### Input rows

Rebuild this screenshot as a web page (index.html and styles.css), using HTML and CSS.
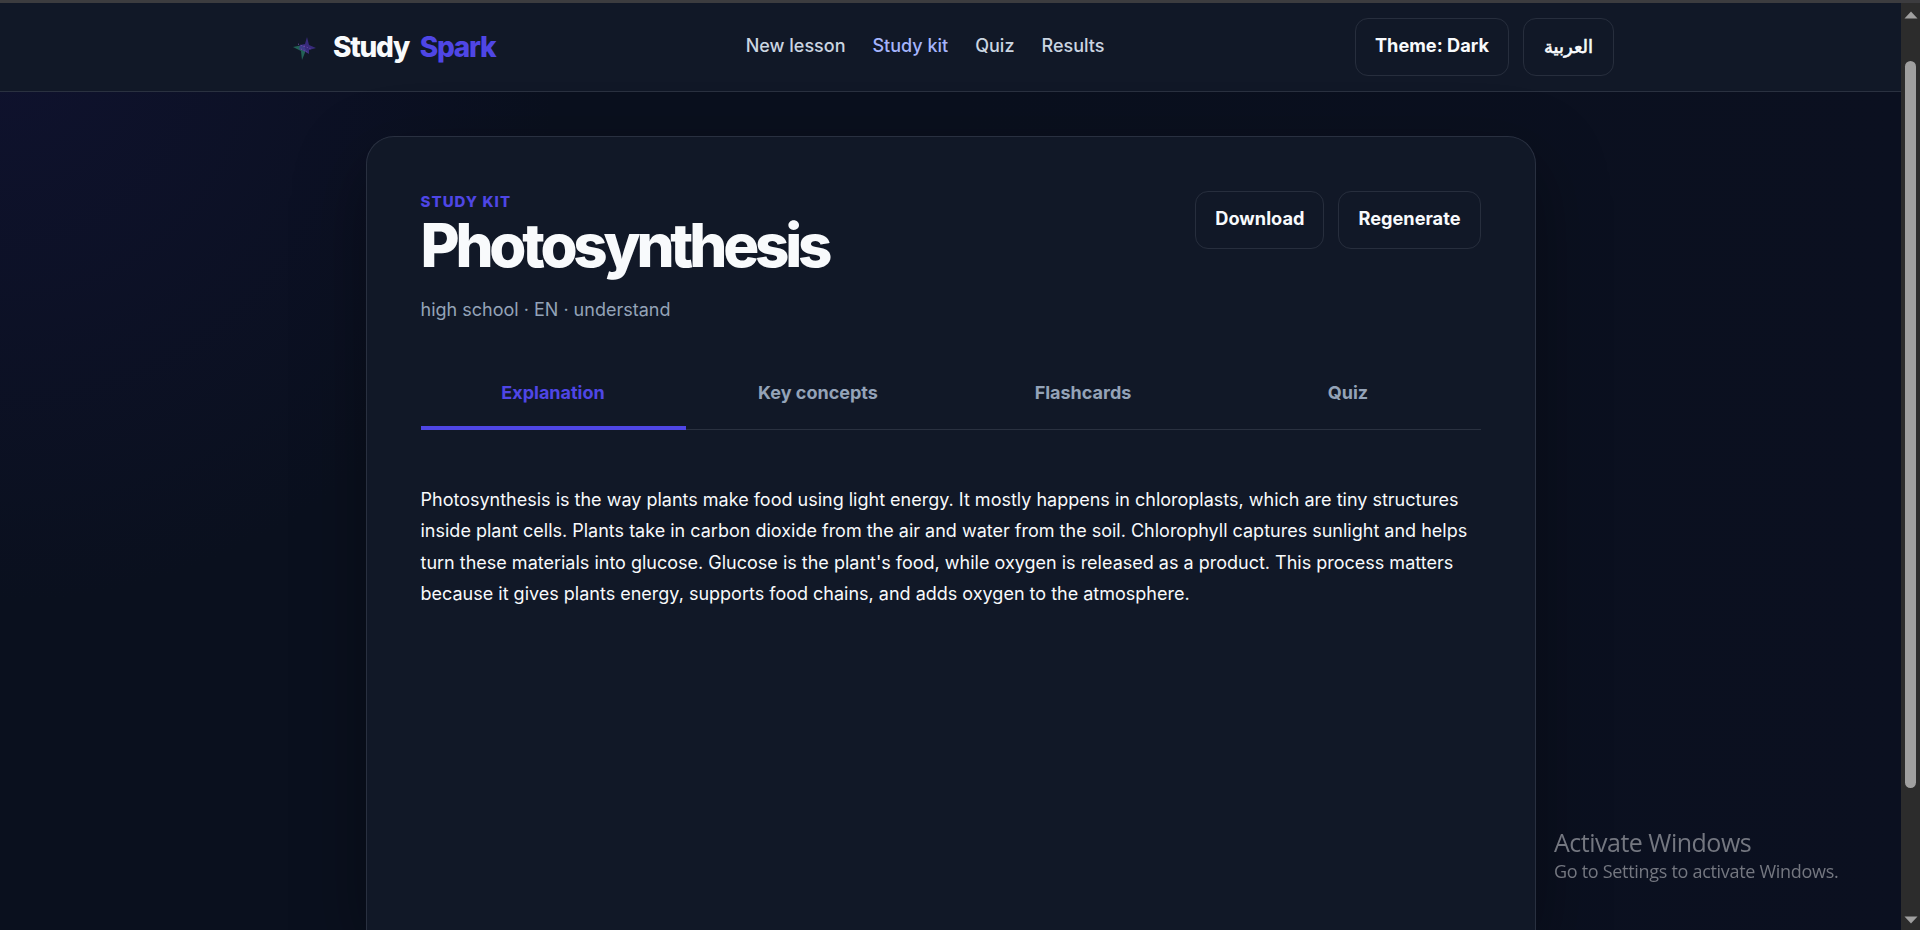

######
### Input rows

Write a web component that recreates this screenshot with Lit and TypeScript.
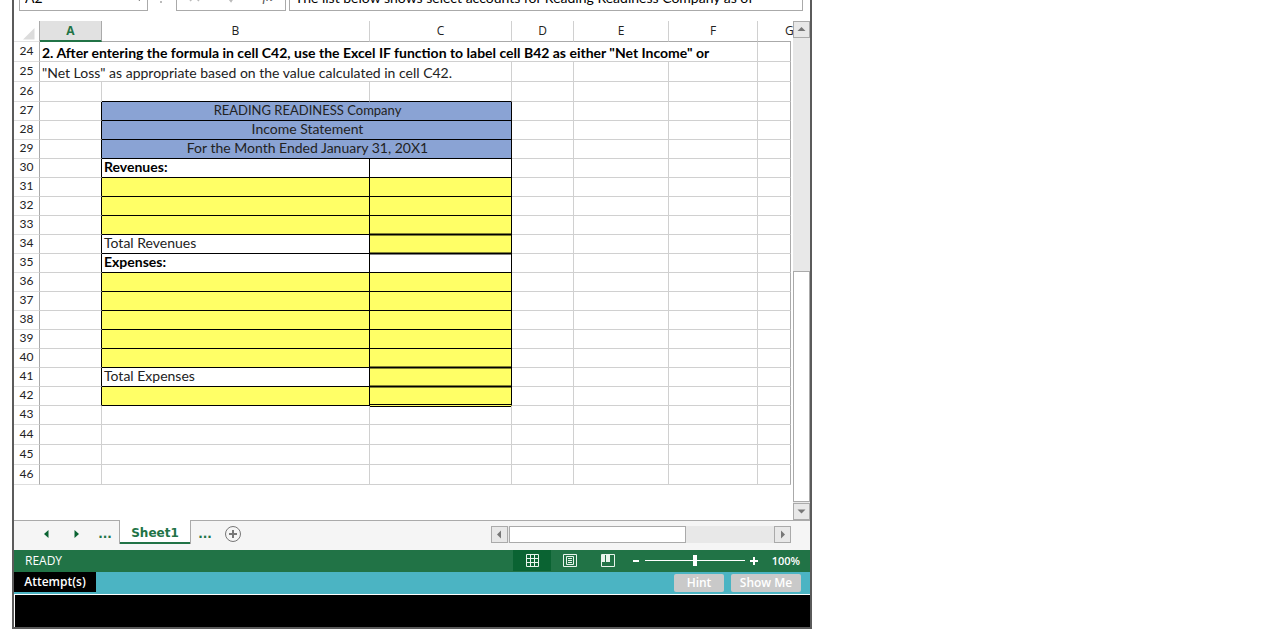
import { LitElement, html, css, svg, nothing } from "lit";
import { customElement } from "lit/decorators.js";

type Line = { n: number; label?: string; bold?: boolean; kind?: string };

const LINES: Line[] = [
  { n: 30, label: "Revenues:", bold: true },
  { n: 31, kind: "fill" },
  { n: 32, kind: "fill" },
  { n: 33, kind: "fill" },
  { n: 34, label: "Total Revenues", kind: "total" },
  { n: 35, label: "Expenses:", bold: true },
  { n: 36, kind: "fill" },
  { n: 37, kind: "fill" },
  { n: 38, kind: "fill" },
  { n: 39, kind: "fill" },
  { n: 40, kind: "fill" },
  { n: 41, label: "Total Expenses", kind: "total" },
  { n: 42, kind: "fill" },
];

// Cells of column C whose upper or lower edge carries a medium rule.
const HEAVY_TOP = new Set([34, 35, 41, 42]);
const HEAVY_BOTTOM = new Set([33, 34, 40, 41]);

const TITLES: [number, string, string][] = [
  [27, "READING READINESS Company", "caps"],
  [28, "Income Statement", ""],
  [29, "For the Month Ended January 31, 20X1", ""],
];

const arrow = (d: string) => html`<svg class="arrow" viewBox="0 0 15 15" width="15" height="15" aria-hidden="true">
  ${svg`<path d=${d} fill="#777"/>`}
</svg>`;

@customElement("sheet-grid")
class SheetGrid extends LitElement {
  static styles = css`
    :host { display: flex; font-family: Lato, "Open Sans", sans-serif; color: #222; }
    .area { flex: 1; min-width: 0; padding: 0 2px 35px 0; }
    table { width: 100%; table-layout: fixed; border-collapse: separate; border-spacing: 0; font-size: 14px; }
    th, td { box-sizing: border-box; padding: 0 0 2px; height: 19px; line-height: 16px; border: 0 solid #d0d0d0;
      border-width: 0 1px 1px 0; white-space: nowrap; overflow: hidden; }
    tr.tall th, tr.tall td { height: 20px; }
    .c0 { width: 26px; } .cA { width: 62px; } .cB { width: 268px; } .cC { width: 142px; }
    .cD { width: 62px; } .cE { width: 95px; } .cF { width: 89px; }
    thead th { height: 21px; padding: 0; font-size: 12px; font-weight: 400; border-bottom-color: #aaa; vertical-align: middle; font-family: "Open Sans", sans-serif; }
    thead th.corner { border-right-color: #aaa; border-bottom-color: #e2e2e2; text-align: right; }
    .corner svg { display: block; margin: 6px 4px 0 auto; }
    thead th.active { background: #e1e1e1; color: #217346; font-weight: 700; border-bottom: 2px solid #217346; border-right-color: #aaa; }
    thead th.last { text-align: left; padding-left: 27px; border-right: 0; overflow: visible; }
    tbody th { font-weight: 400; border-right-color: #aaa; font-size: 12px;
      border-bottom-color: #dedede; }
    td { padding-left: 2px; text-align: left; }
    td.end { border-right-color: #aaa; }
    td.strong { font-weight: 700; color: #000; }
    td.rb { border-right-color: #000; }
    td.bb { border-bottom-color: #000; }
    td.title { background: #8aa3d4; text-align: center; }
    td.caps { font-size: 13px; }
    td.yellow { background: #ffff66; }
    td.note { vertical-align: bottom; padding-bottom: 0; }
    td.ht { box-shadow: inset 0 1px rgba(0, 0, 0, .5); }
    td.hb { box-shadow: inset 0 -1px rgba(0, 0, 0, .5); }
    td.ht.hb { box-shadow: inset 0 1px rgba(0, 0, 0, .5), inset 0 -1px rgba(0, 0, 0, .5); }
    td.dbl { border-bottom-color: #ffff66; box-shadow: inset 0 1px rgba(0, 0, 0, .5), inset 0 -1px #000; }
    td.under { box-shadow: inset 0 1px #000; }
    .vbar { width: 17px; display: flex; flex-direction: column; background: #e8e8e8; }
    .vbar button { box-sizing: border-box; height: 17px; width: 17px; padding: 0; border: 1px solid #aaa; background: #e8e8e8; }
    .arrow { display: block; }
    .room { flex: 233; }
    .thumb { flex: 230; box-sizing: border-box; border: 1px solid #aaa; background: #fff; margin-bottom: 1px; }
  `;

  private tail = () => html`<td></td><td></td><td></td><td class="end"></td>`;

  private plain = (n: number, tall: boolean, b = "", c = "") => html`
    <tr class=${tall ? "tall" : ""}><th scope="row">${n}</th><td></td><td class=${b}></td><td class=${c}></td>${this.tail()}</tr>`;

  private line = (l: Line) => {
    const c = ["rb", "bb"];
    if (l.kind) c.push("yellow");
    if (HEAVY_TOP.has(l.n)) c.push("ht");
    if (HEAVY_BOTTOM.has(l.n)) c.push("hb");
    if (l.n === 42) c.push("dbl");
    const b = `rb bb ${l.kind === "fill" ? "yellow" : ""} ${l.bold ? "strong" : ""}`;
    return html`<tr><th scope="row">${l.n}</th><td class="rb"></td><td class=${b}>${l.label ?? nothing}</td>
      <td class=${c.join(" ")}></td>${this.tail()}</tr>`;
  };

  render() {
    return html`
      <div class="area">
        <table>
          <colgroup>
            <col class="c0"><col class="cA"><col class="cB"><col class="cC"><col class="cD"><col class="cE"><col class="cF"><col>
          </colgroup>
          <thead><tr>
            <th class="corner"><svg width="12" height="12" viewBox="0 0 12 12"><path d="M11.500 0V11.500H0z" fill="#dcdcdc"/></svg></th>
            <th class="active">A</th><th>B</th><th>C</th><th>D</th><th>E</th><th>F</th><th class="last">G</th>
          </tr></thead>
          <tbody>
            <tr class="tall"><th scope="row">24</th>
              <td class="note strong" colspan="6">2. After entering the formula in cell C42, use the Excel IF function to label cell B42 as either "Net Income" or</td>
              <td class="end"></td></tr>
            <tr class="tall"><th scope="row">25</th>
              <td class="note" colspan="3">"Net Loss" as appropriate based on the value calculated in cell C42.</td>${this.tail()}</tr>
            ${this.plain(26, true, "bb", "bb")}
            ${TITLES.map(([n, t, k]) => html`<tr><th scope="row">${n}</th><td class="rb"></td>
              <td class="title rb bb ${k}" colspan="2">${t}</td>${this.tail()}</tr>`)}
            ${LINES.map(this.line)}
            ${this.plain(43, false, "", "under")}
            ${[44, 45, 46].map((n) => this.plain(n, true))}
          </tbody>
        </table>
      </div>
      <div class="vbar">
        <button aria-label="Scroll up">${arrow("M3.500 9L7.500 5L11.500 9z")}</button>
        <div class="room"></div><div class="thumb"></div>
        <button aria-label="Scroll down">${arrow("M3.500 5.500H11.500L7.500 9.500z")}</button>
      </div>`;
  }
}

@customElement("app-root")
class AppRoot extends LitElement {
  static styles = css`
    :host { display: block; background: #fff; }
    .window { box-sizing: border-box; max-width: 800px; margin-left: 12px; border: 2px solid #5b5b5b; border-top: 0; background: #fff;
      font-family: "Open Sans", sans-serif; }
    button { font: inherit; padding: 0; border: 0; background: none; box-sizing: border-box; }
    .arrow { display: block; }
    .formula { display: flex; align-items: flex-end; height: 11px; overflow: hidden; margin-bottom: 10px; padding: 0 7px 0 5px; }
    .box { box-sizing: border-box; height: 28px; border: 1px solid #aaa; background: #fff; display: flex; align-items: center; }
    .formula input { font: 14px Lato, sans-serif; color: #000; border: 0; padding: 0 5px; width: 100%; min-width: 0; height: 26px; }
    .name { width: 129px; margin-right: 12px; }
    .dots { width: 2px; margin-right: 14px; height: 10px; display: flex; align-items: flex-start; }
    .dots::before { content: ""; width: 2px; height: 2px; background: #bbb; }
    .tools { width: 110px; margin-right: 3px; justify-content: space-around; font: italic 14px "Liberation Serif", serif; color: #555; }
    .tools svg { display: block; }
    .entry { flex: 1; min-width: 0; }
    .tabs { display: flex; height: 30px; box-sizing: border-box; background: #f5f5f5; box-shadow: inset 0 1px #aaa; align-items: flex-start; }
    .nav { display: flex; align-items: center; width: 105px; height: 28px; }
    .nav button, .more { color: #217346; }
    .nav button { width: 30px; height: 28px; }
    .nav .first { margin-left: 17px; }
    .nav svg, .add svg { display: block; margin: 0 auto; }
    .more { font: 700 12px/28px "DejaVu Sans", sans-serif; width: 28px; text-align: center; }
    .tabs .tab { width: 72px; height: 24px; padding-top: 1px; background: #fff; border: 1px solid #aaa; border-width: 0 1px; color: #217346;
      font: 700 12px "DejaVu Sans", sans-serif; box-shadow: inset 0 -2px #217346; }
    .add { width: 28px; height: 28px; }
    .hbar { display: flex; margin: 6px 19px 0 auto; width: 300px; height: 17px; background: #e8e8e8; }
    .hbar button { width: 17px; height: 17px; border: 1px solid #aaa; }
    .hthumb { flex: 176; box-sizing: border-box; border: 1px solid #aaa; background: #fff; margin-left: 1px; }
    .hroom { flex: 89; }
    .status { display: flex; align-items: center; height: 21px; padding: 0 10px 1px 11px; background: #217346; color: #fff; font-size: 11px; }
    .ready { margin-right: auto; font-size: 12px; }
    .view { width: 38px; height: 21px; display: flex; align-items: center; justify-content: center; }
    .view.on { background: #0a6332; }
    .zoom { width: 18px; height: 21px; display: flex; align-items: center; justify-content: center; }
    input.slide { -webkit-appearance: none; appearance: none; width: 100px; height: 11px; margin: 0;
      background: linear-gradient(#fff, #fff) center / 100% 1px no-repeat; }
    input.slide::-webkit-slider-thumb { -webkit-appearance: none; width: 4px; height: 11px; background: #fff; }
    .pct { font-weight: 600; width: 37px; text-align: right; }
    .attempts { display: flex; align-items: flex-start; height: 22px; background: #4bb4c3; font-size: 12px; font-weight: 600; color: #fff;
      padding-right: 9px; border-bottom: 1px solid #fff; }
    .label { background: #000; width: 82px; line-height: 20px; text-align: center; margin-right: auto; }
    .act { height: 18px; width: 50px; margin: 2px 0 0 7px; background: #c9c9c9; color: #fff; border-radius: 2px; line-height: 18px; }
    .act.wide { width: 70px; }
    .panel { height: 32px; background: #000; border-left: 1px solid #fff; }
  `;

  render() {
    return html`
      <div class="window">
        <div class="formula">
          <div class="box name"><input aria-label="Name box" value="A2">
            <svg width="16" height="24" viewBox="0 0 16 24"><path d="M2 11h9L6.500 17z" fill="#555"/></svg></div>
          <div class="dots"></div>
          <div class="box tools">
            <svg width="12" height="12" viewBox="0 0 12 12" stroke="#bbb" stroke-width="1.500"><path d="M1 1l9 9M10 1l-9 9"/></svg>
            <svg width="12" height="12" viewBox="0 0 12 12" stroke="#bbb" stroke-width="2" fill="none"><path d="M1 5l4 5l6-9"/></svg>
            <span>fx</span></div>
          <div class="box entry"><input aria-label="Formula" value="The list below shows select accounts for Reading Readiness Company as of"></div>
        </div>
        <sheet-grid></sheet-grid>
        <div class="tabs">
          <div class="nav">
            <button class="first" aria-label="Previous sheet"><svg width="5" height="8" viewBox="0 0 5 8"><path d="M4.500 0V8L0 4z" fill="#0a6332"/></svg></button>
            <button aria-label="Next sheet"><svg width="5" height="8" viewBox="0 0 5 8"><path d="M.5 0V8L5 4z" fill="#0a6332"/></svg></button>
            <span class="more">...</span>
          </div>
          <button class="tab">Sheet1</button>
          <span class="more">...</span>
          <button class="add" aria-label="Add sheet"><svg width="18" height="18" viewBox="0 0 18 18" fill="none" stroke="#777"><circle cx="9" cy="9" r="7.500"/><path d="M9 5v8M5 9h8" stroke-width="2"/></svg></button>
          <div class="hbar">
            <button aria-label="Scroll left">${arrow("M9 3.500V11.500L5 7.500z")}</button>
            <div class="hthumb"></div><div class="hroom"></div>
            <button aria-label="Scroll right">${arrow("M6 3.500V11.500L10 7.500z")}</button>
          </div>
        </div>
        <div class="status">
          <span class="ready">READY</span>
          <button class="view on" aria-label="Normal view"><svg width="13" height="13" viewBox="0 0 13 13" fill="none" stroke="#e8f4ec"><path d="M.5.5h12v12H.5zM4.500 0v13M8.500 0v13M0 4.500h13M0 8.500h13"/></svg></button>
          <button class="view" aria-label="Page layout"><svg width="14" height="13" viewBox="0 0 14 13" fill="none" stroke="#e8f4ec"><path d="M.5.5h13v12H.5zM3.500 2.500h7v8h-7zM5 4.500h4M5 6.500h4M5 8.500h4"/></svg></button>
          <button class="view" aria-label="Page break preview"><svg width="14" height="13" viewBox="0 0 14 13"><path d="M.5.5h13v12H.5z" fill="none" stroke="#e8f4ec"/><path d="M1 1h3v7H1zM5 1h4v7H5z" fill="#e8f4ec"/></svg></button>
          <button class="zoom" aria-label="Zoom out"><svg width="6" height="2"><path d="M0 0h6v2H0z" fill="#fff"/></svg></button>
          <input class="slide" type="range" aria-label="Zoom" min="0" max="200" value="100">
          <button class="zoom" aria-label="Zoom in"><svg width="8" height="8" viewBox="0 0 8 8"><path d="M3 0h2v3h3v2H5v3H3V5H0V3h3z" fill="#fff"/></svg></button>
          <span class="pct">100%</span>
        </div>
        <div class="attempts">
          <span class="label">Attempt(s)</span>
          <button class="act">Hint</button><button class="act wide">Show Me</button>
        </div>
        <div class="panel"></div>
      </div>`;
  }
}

######

Task brief: Within the entries above, report how many lines include "screenshot", and keep the answer to the number.

Written reply: 2